月光に揺れる幻想の花が誘う、美しき謎の物語 - 月のライン

 観光客で賑わう石畳の街に、満ち潮が押し寄せる。この不思議な光景から物語は始まる。主人公のメルは、紺色の制服姿で手紙を届ける若き郵便配達人。彼を通して見える世界は、どこか懐かしい童話のような温かさを湛えている。

 だが、その水面下では、月明かりに浮かぶ謎めいた花の影が揺れている。作者は巧みに、観光地という「表」の世界と、そこに潜む「闇」の物語を編み上げる。その手つきは優雅で、決して読者を突き放すことがない。

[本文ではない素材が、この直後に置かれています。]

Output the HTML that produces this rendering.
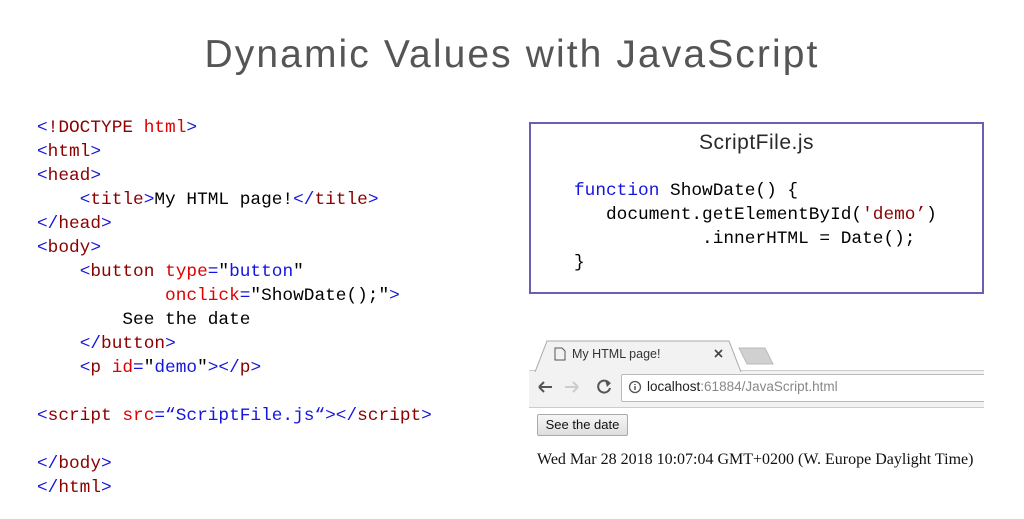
<!DOCTYPE html>
<html><head><style>
body{margin:0;width:1024px;height:519px;background:#fff;position:relative;overflow:hidden;font-family:"Liberation Sans",sans-serif}
.t{position:absolute;left:0;width:1024px;top:33px;text-align:center;font-size:39px;color:#555;letter-spacing:2.1px}
pre{margin:0;position:absolute;font-family:"Liberation Mono",monospace;font-size:17.8px;line-height:24px;color:#000}
.b{color:#1515e0}.m{color:#8b0000}.r{color:#e00000}
.box{position:absolute;left:529px;top:122px;width:451px;height:168px;border:2px solid #6a5fb5}
.bt{position:absolute;left:0;width:100%;top:7px;text-align:center;font-size:21px;color:#2a2a2a;letter-spacing:0.5px}
</style></head><body>
<div class="t">Dynamic Values with JavaScript</div>
<pre style="left:37px;top:116px"><span class="b">&lt;</span><span class="m">!DOCTYPE</span> <span class="r">html</span><span class="b">&gt;</span>
<span class="b">&lt;</span><span class="m">html</span><span class="b">&gt;</span>
<span class="b">&lt;</span><span class="m">head</span><span class="b">&gt;</span>
    <span class="b">&lt;</span><span class="m">title</span><span class="b">&gt;</span>My HTML page!<span class="b">&lt;/</span><span class="m">title</span><span class="b">&gt;</span>
<span class="b">&lt;/</span><span class="m">head</span><span class="b">&gt;</span>
<span class="b">&lt;</span><span class="m">body</span><span class="b">&gt;</span>
    <span class="b">&lt;</span><span class="m">button</span> <span class="r">type</span><span class="b">=</span>"<span class="b">button</span>"
            <span class="r">onclick</span><span class="b">=</span>"ShowDate();"<span class="b">&gt;</span>
        See the date
    <span class="b">&lt;/</span><span class="m">button</span><span class="b">&gt;</span>
    <span class="b">&lt;</span><span class="m">p</span> <span class="r">id</span><span class="b">=</span>"<span class="b">demo</span>"<span class="b">&gt;&lt;/</span><span class="m">p</span><span class="b">&gt;</span>

<span class="b">&lt;</span><span class="m">script</span> <span class="r">src</span><span class="b">=“ScriptFile.js“&gt;&lt;/</span><span class="m">script</span><span class="b">&gt;</span>

<span class="b">&lt;/</span><span class="m">body</span><span class="b">&gt;</span>
<span class="b">&lt;/</span><span class="m">html</span><span class="b">&gt;</span></pre>
<div class="box"><div class="bt">ScriptFile.js</div></div>
<pre style="left:574px;top:179px"><span class="b">function</span> ShowDate() {
   document.getElementById(<span class="m">'demo’</span>)
            .innerHTML = Date();
}</pre>
<div style="position:absolute;left:529px;top:370px;width:455px;height:36px;background:#f2f2f2;border-top:1px solid #ccc;border-bottom:1px solid #ccc"></div>
<svg style="position:absolute;left:529px;top:336px" width="250" height="36"><path d="M6 36 L18 5 L200 5 L212 36" fill="#f2f2f2" stroke="#aaa"/><path d="M210 12 L236 12 L244 28 L218 28Z" fill="#d0d0d0" stroke="#bbb"/><path d="M26 12h7l3 3v9h-10z" fill="none" stroke="#555"/><path d="M186 14l7 7M193 14l-7 7" stroke="#444" stroke-width="1.6"/></svg>
<div style="position:absolute;left:572px;top:347px;font-size:12.5px;color:#333">My HTML page!</div>
<svg style="position:absolute;left:535px;top:376px" width="90" height="24"><path d="M4 11h13M4 11l5-5M4 11l5 5" stroke="#555" stroke-width="2" fill="none"/><path d="M30 11h13M43 11l-5-5M43 11l-5 5" stroke="#ccc" stroke-width="2" fill="none"/><path d="M74 7a6 6 0 1 0 1 5" stroke="#555" stroke-width="2" fill="none"/><path d="M70 4l6 3-4 4z" fill="#555"/></svg>
<div style="position:absolute;left:621px;top:374px;width:370px;height:26px;background:#fff;border:1px solid #bbb;border-radius:2px"></div>
<svg style="position:absolute;left:628px;top:380px" width="14" height="14"><circle cx="7" cy="7" r="5.5" fill="none" stroke="#555" stroke-width="1.3"/><path d="M7 6v4M7 4v1" stroke="#555" stroke-width="1.5"/></svg>
<div style="position:absolute;left:647px;top:379px;font-size:13.5px;color:#222">localhost<span style="color:#888">:61884/JavaScript.html</span></div>
<div style="position:absolute;left:984px;top:360px;width:40px;height:60px;background:#fff"></div>
<div style="position:absolute;left:537px;top:414px;width:89px;height:20px;border:1px solid #aaa;border-radius:2px;background:linear-gradient(#f6f6f6,#dedede);font-size:13px;line-height:20px;text-align:center;color:#111">See the date</div>
<div style="position:absolute;left:537px;top:451px;font-family:'Liberation Serif',serif;font-size:16px;color:#111">Wed Mar 28 2018 10:07:04 GMT+0200 (W. Europe Daylight Time)</div>
</body></html>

 印象的なのは、登場人物たちの繊細な描写だ。メルの真摯な仕事ぶり、ホテルの少年キトの純真さ、謎めいた警備員ラジの二面性。彼らは皆、この島という小さな宇宙の中で、それぞれの真実を求めて動き続ける。

 水に浸かっては現れる街並みのように、この物語も読み進めるほどに新しい層を見せてくれる。観光客の喧騒と、古い街並みの静けさ。手紙が繋ぐ心と、秘密が生む溝。そんな対比が織りなす世界に、きっと読者は心を奪われることだろう。

 手に取るなら、夕暮れ時がいい。

 街灯が灯り始める頃、物語は最も美しい表情を見せてくれる。